There are two more variables that need to be set that are of critical importance in the cokriging program: model and c. As you might expect model describes to the program the semivariogram models you have settled on. Each row of model has some of the parameters for the model, in cokri.m it is possible to have embedded models (i.e. a nugget model can be embedded in a linear model). The variable c contains the rest of the story for the semivariogram model, if r is the number of models declared in model, then c will contain r, p by p matrices containing the information to be combined with that model. If a nugget model is used first, then the first p by p submatrix in c should contain the nuggets. Read the help information at the header of cokri.m (>>help cokrig), our online notes about the program at Lecture 5, section 5, and we suggest you read over Marcotte (1991). Report here your model and c variables.
There are a few more variables to set and for consistency's sake we suggest you use the following values:
itype=1; avg=[mean(Xdt(~isnan(Xdt(:,3)),3)) mean(Xdt(~isnan(Xdt(:,4)),4)) mean(Xdt(~isnan(Xdt(:,5)),5))]; block=[1 1]; nd=[1 1]; ival=0; nk=40; % number of nearest points to use rad=1; % search radius
ntok=1;
although we will be willing to hear arguments as to why different values should be used (Xdt was our detrended master variable, x).
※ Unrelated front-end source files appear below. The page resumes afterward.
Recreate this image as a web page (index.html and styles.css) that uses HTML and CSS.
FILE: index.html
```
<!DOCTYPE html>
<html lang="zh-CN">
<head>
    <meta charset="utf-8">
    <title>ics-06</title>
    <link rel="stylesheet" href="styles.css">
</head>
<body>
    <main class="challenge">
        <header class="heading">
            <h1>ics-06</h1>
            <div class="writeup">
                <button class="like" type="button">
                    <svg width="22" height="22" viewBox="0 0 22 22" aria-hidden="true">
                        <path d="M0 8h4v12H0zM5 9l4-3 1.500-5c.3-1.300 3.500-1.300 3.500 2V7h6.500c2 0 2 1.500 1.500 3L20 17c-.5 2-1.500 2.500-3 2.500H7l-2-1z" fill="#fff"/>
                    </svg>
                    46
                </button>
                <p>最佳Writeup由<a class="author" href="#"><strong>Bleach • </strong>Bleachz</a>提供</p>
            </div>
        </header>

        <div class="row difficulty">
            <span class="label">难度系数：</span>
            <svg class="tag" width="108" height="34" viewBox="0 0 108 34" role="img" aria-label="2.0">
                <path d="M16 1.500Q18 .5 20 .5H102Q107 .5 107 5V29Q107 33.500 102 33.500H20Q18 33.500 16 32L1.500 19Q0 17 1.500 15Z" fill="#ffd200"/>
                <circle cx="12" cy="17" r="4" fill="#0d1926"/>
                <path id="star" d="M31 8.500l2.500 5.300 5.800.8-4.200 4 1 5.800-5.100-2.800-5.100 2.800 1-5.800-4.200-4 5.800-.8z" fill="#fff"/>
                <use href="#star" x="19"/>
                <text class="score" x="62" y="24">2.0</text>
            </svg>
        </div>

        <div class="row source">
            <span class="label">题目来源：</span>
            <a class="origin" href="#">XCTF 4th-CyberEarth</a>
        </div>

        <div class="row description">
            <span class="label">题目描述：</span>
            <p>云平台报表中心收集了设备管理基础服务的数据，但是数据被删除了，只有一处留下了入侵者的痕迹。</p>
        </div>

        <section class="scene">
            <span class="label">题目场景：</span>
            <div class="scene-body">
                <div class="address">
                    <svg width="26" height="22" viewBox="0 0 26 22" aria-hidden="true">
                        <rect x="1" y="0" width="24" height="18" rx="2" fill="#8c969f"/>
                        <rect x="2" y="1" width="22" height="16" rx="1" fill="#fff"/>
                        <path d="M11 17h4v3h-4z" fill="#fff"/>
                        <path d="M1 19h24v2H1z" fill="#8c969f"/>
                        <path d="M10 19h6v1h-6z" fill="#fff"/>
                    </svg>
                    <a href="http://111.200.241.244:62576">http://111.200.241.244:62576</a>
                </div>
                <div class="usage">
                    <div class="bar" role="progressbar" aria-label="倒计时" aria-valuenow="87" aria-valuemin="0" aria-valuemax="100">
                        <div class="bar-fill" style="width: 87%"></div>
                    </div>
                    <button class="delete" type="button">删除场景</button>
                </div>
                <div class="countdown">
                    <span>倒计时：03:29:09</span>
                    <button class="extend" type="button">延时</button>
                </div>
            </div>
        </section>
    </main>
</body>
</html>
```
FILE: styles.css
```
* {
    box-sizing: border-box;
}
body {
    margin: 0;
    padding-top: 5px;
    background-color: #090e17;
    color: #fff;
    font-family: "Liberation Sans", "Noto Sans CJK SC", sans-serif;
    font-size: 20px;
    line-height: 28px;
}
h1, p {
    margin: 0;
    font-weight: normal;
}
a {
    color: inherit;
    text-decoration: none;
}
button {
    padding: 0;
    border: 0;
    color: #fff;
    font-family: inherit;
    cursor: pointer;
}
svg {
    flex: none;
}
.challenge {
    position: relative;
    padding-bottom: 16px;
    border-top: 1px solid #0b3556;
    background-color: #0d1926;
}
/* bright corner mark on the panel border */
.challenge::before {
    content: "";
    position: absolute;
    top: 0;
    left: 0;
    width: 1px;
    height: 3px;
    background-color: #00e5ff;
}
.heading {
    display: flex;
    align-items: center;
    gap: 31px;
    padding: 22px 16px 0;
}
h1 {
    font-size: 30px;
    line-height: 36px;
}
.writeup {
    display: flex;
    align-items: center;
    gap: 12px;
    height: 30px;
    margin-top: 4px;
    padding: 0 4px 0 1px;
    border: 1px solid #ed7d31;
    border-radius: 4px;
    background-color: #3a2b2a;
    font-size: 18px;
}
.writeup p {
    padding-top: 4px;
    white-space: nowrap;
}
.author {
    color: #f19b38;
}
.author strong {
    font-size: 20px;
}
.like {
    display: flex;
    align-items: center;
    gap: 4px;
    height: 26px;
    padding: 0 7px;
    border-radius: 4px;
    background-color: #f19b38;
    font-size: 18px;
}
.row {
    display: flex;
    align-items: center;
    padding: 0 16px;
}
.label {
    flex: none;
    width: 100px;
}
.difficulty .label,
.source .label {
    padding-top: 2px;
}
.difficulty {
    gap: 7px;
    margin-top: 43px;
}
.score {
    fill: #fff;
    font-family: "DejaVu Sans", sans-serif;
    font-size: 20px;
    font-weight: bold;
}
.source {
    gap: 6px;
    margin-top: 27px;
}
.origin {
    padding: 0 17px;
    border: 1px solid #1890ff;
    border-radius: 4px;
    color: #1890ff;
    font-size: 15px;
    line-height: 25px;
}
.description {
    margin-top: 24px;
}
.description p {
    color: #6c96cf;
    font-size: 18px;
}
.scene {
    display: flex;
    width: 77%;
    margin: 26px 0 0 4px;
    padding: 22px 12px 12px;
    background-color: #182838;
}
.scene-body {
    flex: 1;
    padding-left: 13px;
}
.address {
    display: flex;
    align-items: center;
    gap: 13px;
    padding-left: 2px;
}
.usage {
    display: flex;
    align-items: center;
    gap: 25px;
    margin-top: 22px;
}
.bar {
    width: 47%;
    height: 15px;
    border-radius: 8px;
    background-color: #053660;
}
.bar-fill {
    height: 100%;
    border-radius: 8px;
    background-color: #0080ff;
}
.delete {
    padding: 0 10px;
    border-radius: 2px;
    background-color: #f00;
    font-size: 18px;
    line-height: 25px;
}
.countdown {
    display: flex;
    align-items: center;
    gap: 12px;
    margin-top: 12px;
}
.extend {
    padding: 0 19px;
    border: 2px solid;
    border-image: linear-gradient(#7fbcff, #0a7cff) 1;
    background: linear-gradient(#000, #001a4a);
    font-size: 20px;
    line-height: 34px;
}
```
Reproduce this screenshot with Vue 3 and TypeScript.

Note that the meaning of the variable avg was left out of the explanation in cokri.m and we find it is necessary to set it, if you go into the code and root around you'll see that it is essential in cokri2.m.
Now, cokrige the data. WARNING: it may take up to 90 mins to cokrige your data, so leave time (Sun UltraSPARC 300MHz: 90 min, WinME 1Ghz Pentium IV: 22.75 min, 2 GHz LinTel: 10.5 min). Make another 3x3 plot of the original images, the objectively analyzed results in x0s (don't forget to add the trend surface back in, don't forget Bermuda either!), and the error fields. Notice how the error fields (s) compare to distribution of missing data in the original images. Make this plot your fourth and final PostScript (.eps) file.